Though anti-racism is and always has been a part of the analysis of the CUNY student struggle – from the 1969 occupations of City College and Brooklyn College by Puerto Rican and African-American students, to the Student Liberation Action Movement (SLAM) at Hunter College in the mid-1990s – not every campus has been so thoughtful about the role race plays in access to higher ed. As we build a national movement for student power we must maintain our vigilance in keeping these issues at the center of our work.
How do we begin to establish the structures of power we need? The task may seem daunting, but at the Edufactory’s University is Ours! Conference we attended in Toronto at the end of April, we gained even more insight from our comrades to the North about how we might start. For instance, building toward a new student unionism from within departments – where we and our classmates are already organized into majors and similar academic interests – could be an effective way to gain momentum and generate collective buy-in from communities that already exist. These departmental unions would then become part of a larger, university-wide student union, would bridge the interests of many separate groups, and join them into an organized and non-hierarchical governing body. This is a model of organizing student unionism that has roots stretching back to the 1960s – and has been used to great effective in Quebec.

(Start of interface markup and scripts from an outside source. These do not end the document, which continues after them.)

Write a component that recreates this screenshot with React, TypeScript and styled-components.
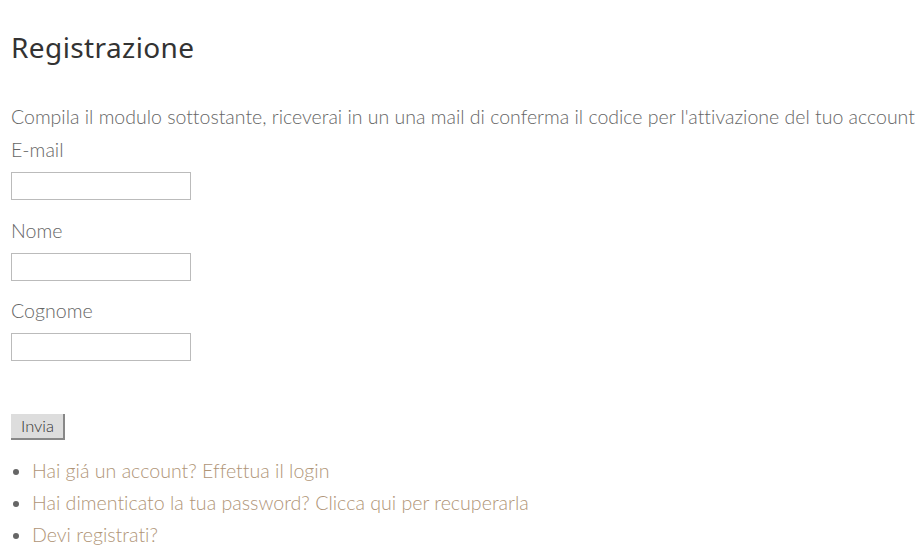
import * as React from 'react'
import styled, { createGlobalStyle } from 'styled-components'

const GlobalStyle = createGlobalStyle`
    body {
        margin: 0;
        background: #fff;
        font-family: Lato, "Liberation Sans", sans-serif;
        font-weight: 300;
        font-variant-ligatures: none;
        color: #666;
    }
`

const StyledPage = styled.div`
    padding: 0 11px;
`

const StyledTitle = styled.h1`
    margin: 0;
    padding-top: 30px;
    font-family: "Noto Sans", sans-serif;
    font-weight: 400;
    font-size: 28px;
    line-height: 34px;
    color: #333;
    letter-spacing: 0.4px;
`

const StyledIntro = styled.p`
    margin: 39px 0 0;
    font-size: 19.5px;
    line-height: 27px;
    white-space: nowrap;
`

const StyledForm = styled.form`
    display: flex;
    flex-direction: column;
    align-items: flex-start;
    margin-top: 6px;
`

const StyledField = styled.div`
    display: flex;
    flex-direction: column;
    align-items: flex-start;
    gap: 9px;
    margin-bottom: 16.5px;
`

const StyledLabel = styled.label`
    font-size: 19.6px;
    line-height: 27px;
`

const StyledInput = styled.input`
    box-sizing: border-box;
    width: 180px;
    height: 28px;
    margin: 0;
    border: 1px solid #bbb;
    background: #fff;
`

const StyledButton = styled.button`
    box-sizing: border-box;
    margin-top: 36px;
    width: 54px;
    height: 26px;
    padding: 0 0 0 1px;
    border: none;
    border-right: 2px solid #888;
    border-bottom: 2px solid #888;
    background: #ddd;
    font-family: Lato, sans-serif;
    font-weight: 300;
    font-size: 16.5px;
    color: #333;
`

const StyledLinks = styled.ul`
    margin: 15px 0 0;
    padding-left: 21px;
    font-size: 19.6px;
    line-height: 32px;
    color: #666;
`

const StyledLink = styled.a`
    color: #b09577;
    text-decoration: none;
`

const fields = ['E-mail', 'Nome', 'Cognome']

const links = [
    'Hai giá un account? Effettua il login',
    'Hai dimenticato la tua password? Clicca qui per recuperarla',
    'Devi registrati?',
]

const App = () => {
    return (
        <>
            <GlobalStyle />
            <StyledPage>
                <StyledTitle>Registrazione</StyledTitle>
                <StyledIntro>
                    Compila il modulo sottostante, riceverai in un una mail di conferma il codice per l'attivazione del tuo account
                </StyledIntro>
                <StyledForm onSubmit={(e) => e.preventDefault()}>
                    {fields.map((field) => (
                        <StyledField key={field}>
                            <StyledLabel>{field}</StyledLabel>
                            <StyledInput type="text" />
                        </StyledField>
                    ))}
                    <StyledButton type="submit">Invia</StyledButton>
                </StyledForm>
                <StyledLinks>
                    {links.map((link) => (
                        <li key={link}>
                            <StyledLink href="#">{link}</StyledLink>
                        </li>
                    ))}
                </StyledLinks>
            </StyledPage>
        </>
    )
}

export default App
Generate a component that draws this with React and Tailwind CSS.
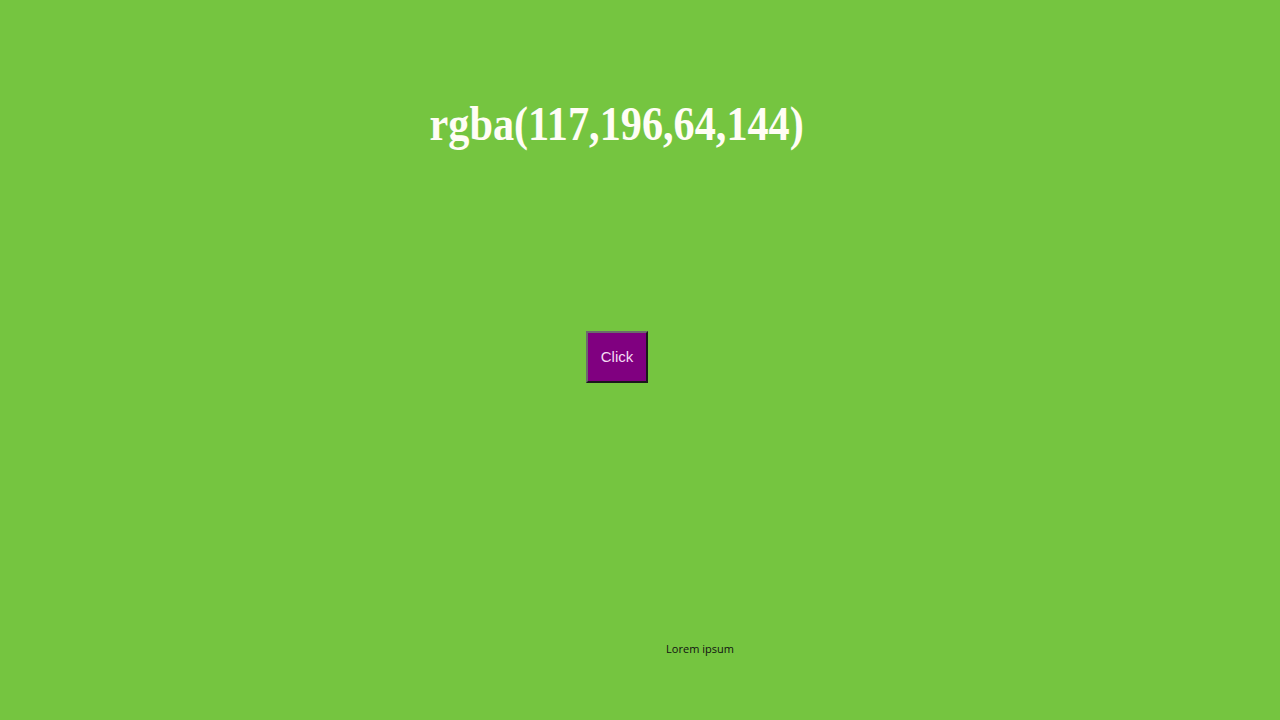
import React from 'react';

const App = () => {
  return (
    <div className="h-screen w-full overflow-hidden bg-[#75c540]">
      <div className="flex w-[1234px] flex-col items-center">
        <h1 className="mt-[100px] origin-center scale-x-88 whitespace-nowrap font-['Liberation_Serif',serif] text-[48px] font-bold leading-none text-[#fffdf5]">
          rgba(117,196,64,144)
        </h1>

        <button className="mt-[183px] h-[52px] w-[62px] border-2 border-t-[#6b6b6b] border-l-[#6b6b6b] border-b-[#1a1a1a] border-r-[#1a1a1a] bg-[#800080] font-['Liberation_Sans',Arial,sans-serif] text-[15px] text-[#f5dcf5]">
          Click
        </button>

        <p className="ml-[166px] mt-[258px] font-['Open_Sans','Noto_Sans',sans-serif] text-[11px] leading-[15px] text-[#111]">
          Lorem ipsum
        </p>
      </div>
    </div>
  );
};

export default App;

As Jasper Conner points out in his treatise, Towards a New Student Unionism,
“In Quebec, University unions take action when department unions put forward proposals to the rest of the campus. University unions are where students coordinate on things that affect all students, but again, don’t make decisions on issues that don’t affect all students. [Student] unions would follow this pattern, federating outward to the state level where most issues of funding are decided, at least for state schools.”
It isn’t nearly as hierarchical as it sounds; in fact, the larger bodies proposed here would be made up of delegates, as well as assemblies much like the spokescouncil institutionalized by Occupy Wall Street last fall. Furthermore, student unionism structured in this way also addresses important feminist and anti-racist critiques around lack of accountability in our movement leadership, which often leads to the reproduction of social hierarchy and the continuation of organizational practices that exclude women and people of color from the decision making process.
Alongside strategic unionizing, it seems to us self-evident that occupation of physical spaces must play a larger part in student organizing in the future. Occupy Wall Street was not the first movement to emphasize occupations as a key tactic; the US student movement has a rich history of reclaiming administrative offices in order to achieve our goals. At CUNY, the student movement has begun to move in this direction: in recent weeks, we at Brooklyn College launched a mass student day of action to protest tuition hikes, which included a rally and sit-in at Boylan Hall -- right outside the office of the president. Street protests in other parts of the city are now taking place as well. It is a good beginning, but it is only that. We need so much more.